**Task statement**
Leave out the pictures and repeat the data exactly.

**Given information**
* * *

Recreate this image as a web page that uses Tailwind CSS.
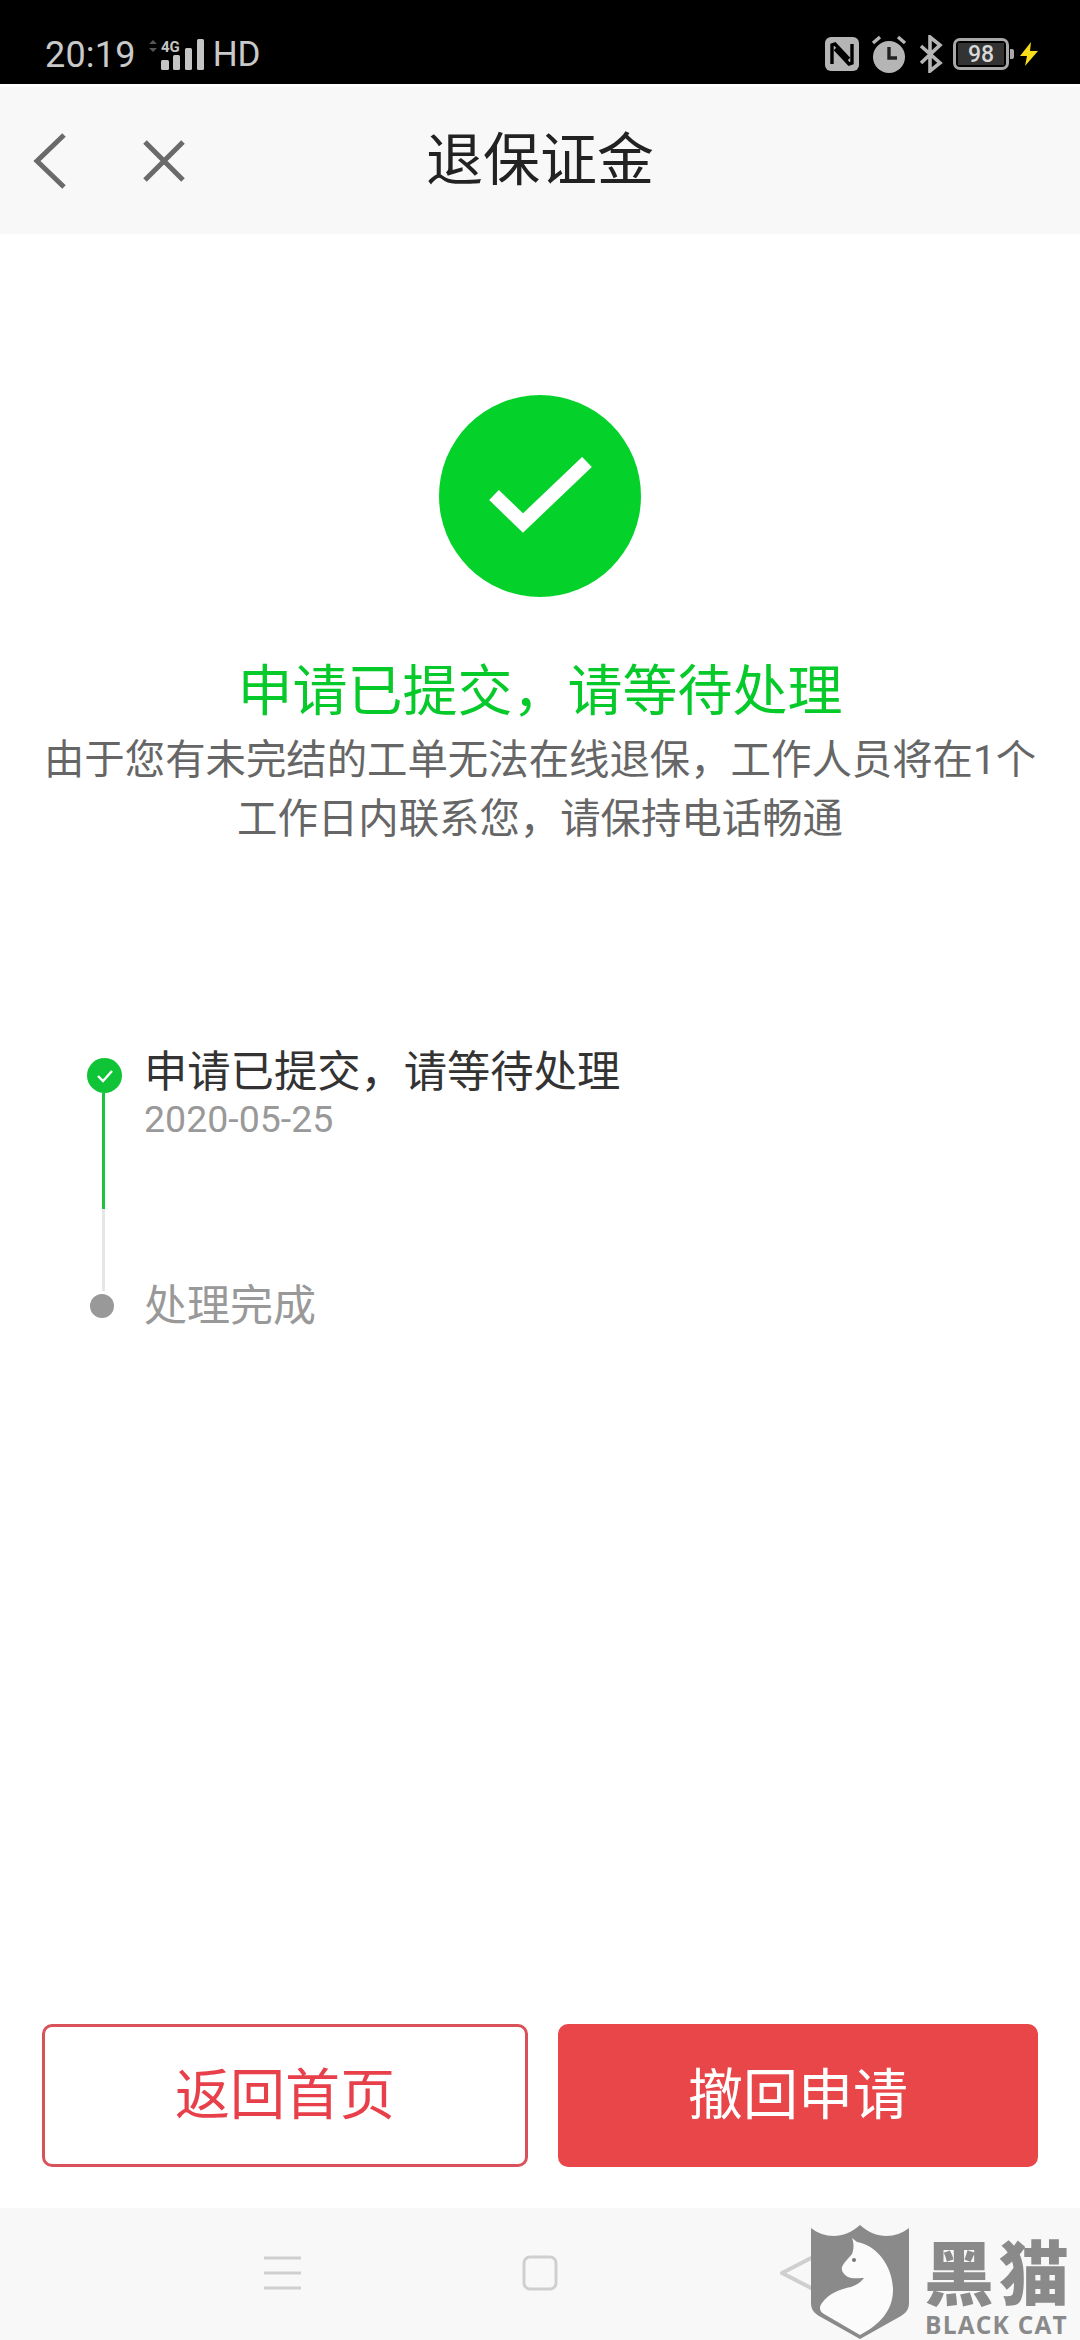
<!DOCTYPE html>
<html lang="zh-CN">
<head>
<meta charset="utf-8">
<script src="https://cdn.jsdelivr.net/npm/@tailwindcss/browser@4"></script>
</head>
<body class="m-0 bg-white">
<div class="relative flex h-[2340px] w-[1080px] flex-col overflow-hidden bg-white font-['Roboto','Noto_Sans_CJK_SC',sans-serif]">
  <!-- status bar -->
  <header class="flex h-[84px] shrink-0 items-center justify-between bg-black pt-[24px] pl-[45px] pr-[41px] text-[#c9c9c9]">
    <div class="flex items-center">
      <span class="mt-[2px] text-[36px] leading-none tracking-[0.2px]">20:19</span>
      <svg class="ml-[11px]" width="75" height="36" viewBox="0 0 75 36" fill="#c4c4c4">
        <path d="M2 8l4-4 4 4z M2 12l4 4 4-4z" fill="#555"/>
        <text x="14" y="16" font-size="15" font-weight="700" fill="#c4c4c4" font-family="Roboto">4G</text>
        <rect x="14" y="24" width="8" height="10" rx="1.5"/>
        <rect x="26" y="19" width="7" height="15" rx="1.5"/>
        <rect x="38" y="12" width="7" height="22" rx="1.5"/>
        <rect x="50" y="3" width="7" height="31" rx="1.5"/>
      </svg>
      <span class="ml-[-9px] mt-[1px] text-[35px] leading-none">HD</span>
    </div>
    <div class="flex items-center">
      <svg width="34" height="34" viewBox="0 0 34 34"><rect width="34" height="34" rx="6" fill="#b5b5b5"/><path d="M7 27V8l3-1 14 15M27 7v19l-3 1L10 12" fill="none" stroke="#000" stroke-width="3.4"/></svg>
      <svg class="ml-[12px]" width="36" height="38" viewBox="0 0 36 38"><path d="M2 8l7-6M34 8l-7-6" stroke="#b5b5b5" stroke-width="3.4" fill="none"/><circle cx="18" cy="22" r="16" fill="#b5b5b5"/><path d="M18 12v11h8" stroke="#222" stroke-width="3.4" fill="none"/></svg>
      <svg class="ml-[12px]" width="24" height="38" viewBox="0 0 24 38"><path d="M2 11l19 17-10 8V2l10 8L2 28" fill="none" stroke="#b5b5b5" stroke-width="3.6"/></svg>
      <div class="relative ml-[10px] flex h-[32px] w-[56px] items-center justify-center rounded-[7px] border-[3px] border-[#a8a8a8] bg-black p-[2px]">
        <span class="flex h-full w-full items-center justify-center bg-[#333] text-[23px] font-medium leading-none text-[#d8d8d8]">98</span>
        <span class="absolute right-[-8px] top-[8px] h-[10px] w-[4px] rounded-r-[2px] bg-[#a8a8a8]"></span>
      </div>
      <svg class="ml-[10px]" width="20" height="24" viewBox="0 0 20 24"><path d="M12 0L1 14h7l-2 10L19 9h-8z" fill="#f6dc1a"/></svg>
    </div>
  </header>
  <div class="h-[3px] shrink-0 bg-white"></div>
  <!-- nav -->
  <nav class="relative flex h-[147px] shrink-0 items-center bg-[#f8f8f8]">
    <svg class="ml-[33px]" width="34" height="56" viewBox="0 0 34 56"><path d="M31 2L4 28l27 26" fill="none" stroke="#6a6a6a" stroke-width="5"/></svg>
    <svg class="ml-[75px]" width="44" height="44" viewBox="0 0 44 44"><path d="M3 3l38 38M41 3L3 41" fill="none" stroke="#6a6a6a" stroke-width="5"/></svg>
    <h1 class="absolute inset-x-0 text-center text-[57px] font-normal leading-none text-[#222]">退保证金</h1>
  </nav>
  <!-- content -->
  <main class="flex flex-1 flex-col">
    <section class="flex flex-col items-center pt-[161px]">
      <div class="flex h-[202px] w-[202px] items-center justify-center rounded-full bg-[#04d12a]">
        <svg width="104" height="78" viewBox="0 0 104 78"><path d="M6 38l29 28L99 5" fill="none" stroke="#fff" stroke-width="14"/></svg>
      </div>
      <h2 class="mt-[62px] text-[55px] font-normal leading-[64px] text-[#06c92a]">申请已提交，请等待处理</h2>
      <p class="mt-[8px] w-[1000px] text-center text-[40.4px] leading-[59px] text-[#666]">由于您有未完结的工单无法在线退保，工作人员将在1个<br>工作日内联系您，请保持电话畅通</p>
    </section>
    <section class="mt-[209px] flex pl-[87px]">
      <div class="flex w-[57px] shrink-0 flex-col">
        <div class="flex h-[35px] w-[35px] items-center justify-center rounded-full bg-[#0fc437]">
          <svg width="18" height="14" viewBox="0 0 18 14"><path d="M2 7l5 5L16 2" fill="none" stroke="#fff" stroke-width="2.4"/></svg>
        </div>
        <div class="ml-[15px] h-[116px] w-[3px] bg-[#1cc43c]"></div>
        <div class="ml-[15px] h-[82px] w-[3px] bg-[#e6e6e6]"></div>
        <div class="ml-[3px] mt-[3px] h-[24px] w-[24px] rounded-full bg-[#999]"></div>
      </div>
      <div class="flex flex-col">
        <div class="mt-[-11px] text-[43.3px] leading-[52px] text-[#333]">申请已提交，请等待处理</div>
        <div class="mt-[-2px] text-[37.5px] leading-[44px] text-[#999]">2020-05-25</div>
        <div class="mt-[139px] text-[43px] leading-[52px] text-[#999]">处理完成</div>
      </div>
    </section>
  </main>
  <!-- actions -->
  <section class="flex h-[143px] shrink-0 gap-[30px] px-[42px]">
    <button class="flex-1 rounded-[10px] border-[3px] border-[#d9525a] bg-white text-[55px] leading-none text-[#e8404a]">返回首页</button>
    <button class="flex-1 rounded-[10px] bg-[#e84649] text-[55px] leading-none text-white">撤回申请</button>
  </section>
  <div class="h-[41px] shrink-0 bg-white"></div>
  <!-- system nav -->
  <footer class="flex h-[132px] shrink-0 items-center bg-[#f8f8f8] pb-[3px]">
    <svg class="ml-[264px]" width="37" height="36" viewBox="0 0 37 36"><path d="M0 3h37M0 18h37M0 33h37" stroke="#cfcfcf" stroke-width="3"/></svg>
    <svg class="ml-[221px]" width="36" height="36" viewBox="0 0 36 36"><rect x="2" y="2" width="32" height="32" rx="6" fill="none" stroke="#cfcfcf" stroke-width="3"/></svg>
    <svg class="ml-[220px]" width="40" height="40" viewBox="0 0 40 40"><path d="M37 3L4 20l33 17" fill="none" stroke="#cfcfcf" stroke-width="4" stroke-linejoin="round"/></svg>
  </footer>
  <!-- watermark -->
  <div class="absolute left-[811px] top-[2225px] h-[114px] w-[269px] text-[#8a8a8a]">
    <svg class="absolute left-0 top-0" width="98" height="114" viewBox="0 0 98 114">
      <path d="M0 3c14 11 34 11 49-3 15 14 35 14 49 3v75c0 6-3 10-8 13l-41 23-41-23c-5-3-8-7-8-13z" fill="#8a8a8a"/>
      <path d="M41 13l5 4C66 20 82 42 82 65C82 86 68 100 49 110L13 89C8 86 8 82 11 78C18 68 30 64 40 62C46 60 50 57 53 53C46 53 41 54 37 52C33 50 30 46 31 42C33 37 38 33 41 29C43 24 43 18 41 13z" fill="#fbfbfb"/>
      <circle cx="43" cy="35" r="2" fill="#777"/>
    </svg>
    <div class="absolute left-[113px] top-[9px] whitespace-nowrap font-['Noto_Sans_CJK_SC',sans-serif] text-[70px] font-black leading-[72px] tracking-[5px]">黑猫</div>
    <div class="absolute left-[114px] top-[88px] whitespace-nowrap font-['Open_Sans',sans-serif] text-[24.5px] font-bold leading-[24px] tracking-[1.2px]">BLACK CAT</div>
  </div>
</div>
</body>
</html>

* * *

**Problem solution**
Recreate this image as a web page that uses Tailwind CSS.
<!DOCTYPE html>
<html lang="zh-CN">
<head>
<meta charset="utf-8">
<script src="https://cdn.jsdelivr.net/npm/@tailwindcss/browser@4"></script>
</head>
<body class="m-0 bg-white">
<div class="relative flex h-[2340px] w-[1080px] flex-col overflow-hidden bg-white font-['Roboto','Noto_Sans_CJK_SC',sans-serif]">
  <!-- status bar -->
  <header class="flex h-[84px] shrink-0 items-center justify-between bg-black pt-[24px] pl-[45px] pr-[41px] text-[#c9c9c9]">
    <div class="flex items-center">
      <span class="mt-[2px] text-[36px] leading-none tracking-[0.2px]">20:19</span>
      <svg class="ml-[11px]" width="75" height="36" viewBox="0 0 75 36" fill="#c4c4c4">
        <path d="M2 8l4-4 4 4z M2 12l4 4 4-4z" fill="#555"/>
        <text x="14" y="16" font-size="15" font-weight="700" fill="#c4c4c4" font-family="Roboto">4G</text>
        <rect x="14" y="24" width="8" height="10" rx="1.5"/>
        <rect x="26" y="19" width="7" height="15" rx="1.5"/>
        <rect x="38" y="12" width="7" height="22" rx="1.5"/>
        <rect x="50" y="3" width="7" height="31" rx="1.5"/>
      </svg>
      <span class="ml-[-9px] mt-[1px] text-[35px] leading-none">HD</span>
    </div>
    <div class="flex items-center">
      <svg width="34" height="34" viewBox="0 0 34 34"><rect width="34" height="34" rx="6" fill="#b5b5b5"/><path d="M7 27V8l3-1 14 15M27 7v19l-3 1L10 12" fill="none" stroke="#000" stroke-width="3.4"/></svg>
      <svg class="ml-[12px]" width="36" height="38" viewBox="0 0 36 38"><path d="M2 8l7-6M34 8l-7-6" stroke="#b5b5b5" stroke-width="3.4" fill="none"/><circle cx="18" cy="22" r="16" fill="#b5b5b5"/><path d="M18 12v11h8" stroke="#222" stroke-width="3.4" fill="none"/></svg>
      <svg class="ml-[12px]" width="24" height="38" viewBox="0 0 24 38"><path d="M2 11l19 17-10 8V2l10 8L2 28" fill="none" stroke="#b5b5b5" stroke-width="3.6"/></svg>
      <div class="relative ml-[10px] flex h-[32px] w-[56px] items-center justify-center rounded-[7px] border-[3px] border-[#a8a8a8] bg-black p-[2px]">
        <span class="flex h-full w-full items-center justify-center bg-[#333] text-[23px] font-medium leading-none text-[#d8d8d8]">98</span>
        <span class="absolute right-[-8px] top-[8px] h-[10px] w-[4px] rounded-r-[2px] bg-[#a8a8a8]"></span>
      </div>
      <svg class="ml-[10px]" width="20" height="24" viewBox="0 0 20 24"><path d="M12 0L1 14h7l-2 10L19 9h-8z" fill="#f6dc1a"/></svg>
    </div>
  </header>
  <div class="h-[3px] shrink-0 bg-white"></div>
  <!-- nav -->
  <nav class="relative flex h-[147px] shrink-0 items-center bg-[#f8f8f8]">
    <svg class="ml-[33px]" width="34" height="56" viewBox="0 0 34 56"><path d="M31 2L4 28l27 26" fill="none" stroke="#6a6a6a" stroke-width="5"/></svg>
    <svg class="ml-[75px]" width="44" height="44" viewBox="0 0 44 44"><path d="M3 3l38 38M41 3L3 41" fill="none" stroke="#6a6a6a" stroke-width="5"/></svg>
    <h1 class="absolute inset-x-0 text-center text-[57px] font-normal leading-none text-[#222]">退保证金</h1>
  </nav>
  <!-- content -->
  <main class="flex flex-1 flex-col">
    <section class="flex flex-col items-center pt-[161px]">
      <div class="flex h-[202px] w-[202px] items-center justify-center rounded-full bg-[#04d12a]">
        <svg width="104" height="78" viewBox="0 0 104 78"><path d="M6 38l29 28L99 5" fill="none" stroke="#fff" stroke-width="14"/></svg>
      </div>
      <h2 class="mt-[62px] text-[55px] font-normal leading-[64px] text-[#06c92a]">申请已提交，请等待处理</h2>
      <p class="mt-[8px] w-[1000px] text-center text-[40.4px] leading-[59px] text-[#666]">由于您有未完结的工单无法在线退保，工作人员将在1个<br>工作日内联系您，请保持电话畅通</p>
    </section>
    <section class="mt-[209px] flex pl-[87px]">
      <div class="flex w-[57px] shrink-0 flex-col">
        <div class="flex h-[35px] w-[35px] items-center justify-center rounded-full bg-[#0fc437]">
          <svg width="18" height="14" viewBox="0 0 18 14"><path d="M2 7l5 5L16 2" fill="none" stroke="#fff" stroke-width="2.4"/></svg>
        </div>
        <div class="ml-[15px] h-[116px] w-[3px] bg-[#1cc43c]"></div>
        <div class="ml-[15px] h-[82px] w-[3px] bg-[#e6e6e6]"></div>
        <div class="ml-[3px] mt-[3px] h-[24px] w-[24px] rounded-full bg-[#999]"></div>
      </div>
      <div class="flex flex-col">
        <div class="mt-[-11px] text-[43.3px] leading-[52px] text-[#333]">申请已提交，请等待处理</div>
        <div class="mt-[-2px] text-[37.5px] leading-[44px] text-[#999]">2020-05-25</div>
        <div class="mt-[139px] text-[43px] leading-[52px] text-[#999]">处理完成</div>
      </div>
    </section>
  </main>
  <!-- actions -->
  <section class="flex h-[143px] shrink-0 gap-[30px] px-[42px]">
    <button class="flex-1 rounded-[10px] border-[3px] border-[#d9525a] bg-white text-[55px] leading-none text-[#e8404a]">返回首页</button>
    <button class="flex-1 rounded-[10px] bg-[#e84649] text-[55px] leading-none text-white">撤回申请</button>
  </section>
  <div class="h-[41px] shrink-0 bg-white"></div>
  <!-- system nav -->
  <footer class="flex h-[132px] shrink-0 items-center bg-[#f8f8f8] pb-[3px]">
    <svg class="ml-[264px]" width="37" height="36" viewBox="0 0 37 36"><path d="M0 3h37M0 18h37M0 33h37" stroke="#cfcfcf" stroke-width="3"/></svg>
    <svg class="ml-[221px]" width="36" height="36" viewBox="0 0 36 36"><rect x="2" y="2" width="32" height="32" rx="6" fill="none" stroke="#cfcfcf" stroke-width="3"/></svg>
    <svg class="ml-[220px]" width="40" height="40" viewBox="0 0 40 40"><path d="M37 3L4 20l33 17" fill="none" stroke="#cfcfcf" stroke-width="4" stroke-linejoin="round"/></svg>
  </footer>
  <!-- watermark -->
  <div class="absolute left-[811px] top-[2225px] h-[114px] w-[269px] text-[#8a8a8a]">
    <svg class="absolute left-0 top-0" width="98" height="114" viewBox="0 0 98 114">
      <path d="M0 3c14 11 34 11 49-3 15 14 35 14 49 3v75c0 6-3 10-8 13l-41 23-41-23c-5-3-8-7-8-13z" fill="#8a8a8a"/>
      <path d="M41 13l5 4C66 20 82 42 82 65C82 86 68 100 49 110L13 89C8 86 8 82 11 78C18 68 30 64 40 62C46 60 50 57 53 53C46 53 41 54 37 52C33 50 30 46 31 42C33 37 38 33 41 29C43 24 43 18 41 13z" fill="#fbfbfb"/>
      <circle cx="43" cy="35" r="2" fill="#777"/>
    </svg>
    <div class="absolute left-[113px] top-[9px] whitespace-nowrap font-['Noto_Sans_CJK_SC',sans-serif] text-[70px] font-black leading-[72px] tracking-[5px]">黑猫</div>
    <div class="absolute left-[114px] top-[88px] whitespace-nowrap font-['Open_Sans',sans-serif] text-[24.5px] font-bold leading-[24px] tracking-[1.2px]">BLACK CAT</div>
  </div>
</div>
</body>
</html>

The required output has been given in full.